When her district is making spending decisions or determining whether policies have an equitable impact, the new index lets them “understand if highest-needs schools are getting what they need,” said panelist Sonali Murarka, executive director for enrollment and charter schools in the Oakland Unified School District. “It’s truly data-driven, so we don’t have to get into debates about how to weight different factors or indicators…here we just let the data tell us.”
Murarka noted, for example, how the district’s funding formula weighted some students more heavily—“double-counting” students who were both English language learners and FRL-eligible, for example, with the unintended effect of redirecting some money from schools with higher Black populations. “That had a really profound impact—that was tens of thousands of dollars that these schools were losing, who were definitely serving students in need,” she said. The district believes that the needs index can help solve that problem.
Jessica Nauiokas, head of school and founder of Mott Haven Charter Academy in the Bronx, noted an initial worry that the index would lead to lower standards. “My concern was that if we allowed any school to be able to say ‘we haven’t met achievement because of x, y, or z’ than we’re going to stop holding people accountable for kids to academically achieve,” she said. But the index “helps to recognize the factors that go into serving the high-needs populations well, and I would rather we use the index as a way to double down on the accountability—to be able to say ‘OK, the children you serve may have this particular need, but here are the factors that you are using to mitigate that need,’ so that they are achieving the same way as all their peers.”
What’s next for the School Needs Index? As Wathington noted, this is an initial version, and a “version 2.0” can go deeper.
“We have done some work thinking about how we would celebrate successes and best practices. I think the index allows us to look and see what schools are consistently doing well along certain areas,” said Wathington, who is the president of Girard College in Philadelphia and formerly CEO of Maya Angelou Schools, in Washington, D.C. “So you’ve got the sort of quantitative larger look, and then it’s time to take that qualitative deep dive… it’s a process of marrying that quantitative data within a qualitative investigation to then say, ‘Hey these are practices that, when done, yield stronger outcomes and greater impacts for our young people.’ ”
More about the report from Public Impact and Education Analytics
The index uses previous student academic performance, as well as a host of demographic and economic indicators, to yield a nuanced profile of the level of student need at a school.
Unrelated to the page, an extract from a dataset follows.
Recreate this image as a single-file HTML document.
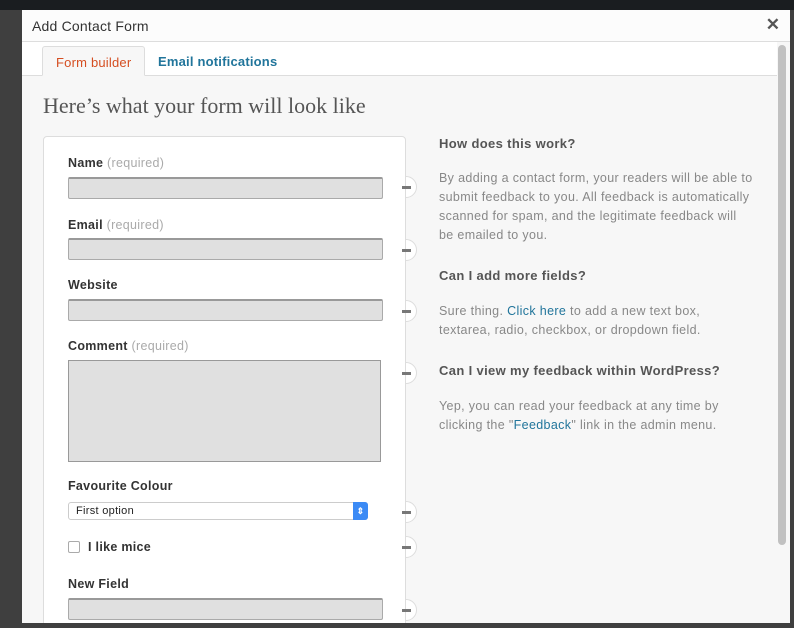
<!DOCTYPE html>
<html><head><style>
*{box-sizing:border-box;margin:0;padding:0}
body{width:794px;height:628px;overflow:hidden;background:#3f3f3f;font-family:"Liberation Sans",sans-serif;position:relative}
.topbar{position:absolute;left:0;top:0;width:794px;height:10px;background:#1a1d20}
.modal{position:absolute;left:22px;top:10px;width:768px;height:613px;background:#f7f7f7;overflow:hidden}
.hdr{height:32px;background:#fcfcfc;border-bottom:1px solid #ddd;font-size:14px;color:#333;padding:8px 10px;letter-spacing:.2px}
.close{position:absolute;right:10px;top:5px;font-size:17px;font-weight:bold;color:#555}
.tabs{height:34px;background:#fff;border-bottom:1px solid #ddd;position:relative;width:755px}
.tab{position:absolute;top:4px;height:30px;font-size:13px;padding:8px 13px;letter-spacing:.2px}
.t1{left:20px;border:1px solid #ddd;border-bottom:1px solid #f7f7f7;background:#f7f7f7;color:#d54e21;border-radius:3px 3px 0 0}
.t2{left:123px;color:#21759b;font-weight:bold}
h1{position:absolute;left:21px;top:83px;font-family:"Liberation Serif",serif;font-weight:normal;font-size:22px;color:#555}
.panel{position:absolute;left:21px;top:126px;width:363px;height:500px;background:#fff;border:1px solid #ddd;border-radius:4px}
.lbl{position:absolute;left:46px;font-size:12.5px;font-weight:bold;color:#333;letter-spacing:.3px}
.lbl span{font-weight:normal;color:#aaa}
.inp{position:absolute;left:46px;width:315px;height:22px;background:#e0e0e0;border:1px solid #aaa;border-top:2px solid #999;border-radius:2px}
.ta{height:102px;border:1px solid #999;width:313px;border-radius:0}
.sel{position:absolute;left:46px;width:300px;height:18px;background:#fff;border:1px solid #ccc;border-radius:3px;font-size:11px;color:#222;padding:2px 7px;letter-spacing:.3px}
.sel b{position:absolute;right:-1px;top:-1px;width:15px;height:18px;background:#3b8af5;border-radius:0 3px 3px 0;color:#fff;font-size:9px;text-align:center;line-height:18px}
.cb{position:absolute;left:46px;width:12px;height:12px;border:1px solid #aaa;border-radius:2px;background:#fff}
.h{position:absolute;left:373px;width:22px;height:22px;border-radius:50%;background:#fff;border:1px solid #ddd;clip-path:inset(0 0 0 11px)}
.d{position:absolute;left:380px;width:9px;height:3px;background:#777}
.side{position:absolute;left:417px;width:340px;font-size:12.5px;color:#888;line-height:19px;letter-spacing:.35px;white-space:nowrap}
.side h3{font-size:13px;color:#555;font-weight:bold}
.side a{color:#21759b}
.sb{position:absolute;left:756px;top:35px;width:8px;height:500px;background:#c1c1c1;border-radius:4px}
</style></head><body>
<div class="topbar"></div>
<div class="modal">
<div class="hdr">Add Contact Form</div>
<div class="close">✕</div>
<div class="tabs"><div class="tab t1">Form builder</div><div class="tab t2">Email notifications</div></div>
<h1>Here’s what your form will look like</h1>
<div class="panel"></div>
<div class="lbl" style="top:146px">Name <span>(required)</span></div>
<div class="inp" style="top:167px"></div>
<div class="lbl" style="top:208px">Email <span>(required)</span></div>
<div class="inp" style="top:228px"></div>
<div class="lbl" style="top:268px">Website</div>
<div class="inp" style="top:289px"></div>
<div class="lbl" style="top:329px">Comment <span>(required)</span></div>
<div class="inp ta" style="top:350px"></div>
<div class="lbl" style="top:469px">Favourite Colour</div>
<div class="sel" style="top:492px">First option<b>⇕</b></div>
<div class="cb" style="top:531px"></div>
<div class="lbl" style="top:530px;left:66px">I like mice</div>
<div class="lbl" style="top:567px">New Field</div>
<div class="inp" style="top:588px"></div>
<div class="h" style="top:166px"></div><div class="d" style="top:176px"></div>
<div class="h" style="top:229px"></div><div class="d" style="top:239px"></div>
<div class="h" style="top:290px"></div><div class="d" style="top:300px"></div>
<div class="h" style="top:352px"></div><div class="d" style="top:362px"></div>
<div class="h" style="top:491px"></div><div class="d" style="top:501px"></div>
<div class="h" style="top:526px"></div><div class="d" style="top:536px"></div>
<div class="h" style="top:589px"></div><div class="d" style="top:599px"></div>
<div class="side" style="top:124px"><h3>How does this work?</h3></div>
<div class="side" style="top:159px">By adding a contact form, your readers will be able to<br>submit feedback to you. All feedback is automatically<br>scanned for spam, and the legitimate feedback will<br>be emailed to you.</div>
<div class="side" style="top:256px"><h3>Can I add more fields?</h3></div>
<div class="side" style="top:292px">Sure thing. <a>Click here</a> to add a new text box,<br>textarea, radio, checkbox, or dropdown field.</div>
<div class="side" style="top:351px"><h3>Can I view my feedback within WordPress?</h3></div>
<div class="side" style="top:387px">Yep, you can read your feedback at any time by<br>clicking the "<a>Feedback</a>" link in the admin menu.</div>
<div class="sb"></div>
</div>
</body></html>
And while there is much work still to be done here, this index is a crucial first step to identify schools that are achieving the greatest success with highest-need students, making it possible to share their practices.
The report explains the methodology for measuring the extent of support that students need to thrive academically, and how to apply the resulting School Needs Index. Additionally, appendices provide more information that will allow other researchers to replicate the methodology.
The report’s methods should be immediately useful to educators and the agencies that oversee schools, providing tools to improve understanding of schools’ challenges and their successes. At the same time, these methods are a work in progress, intended to be improved over time, with a national data collaborative created toward that end.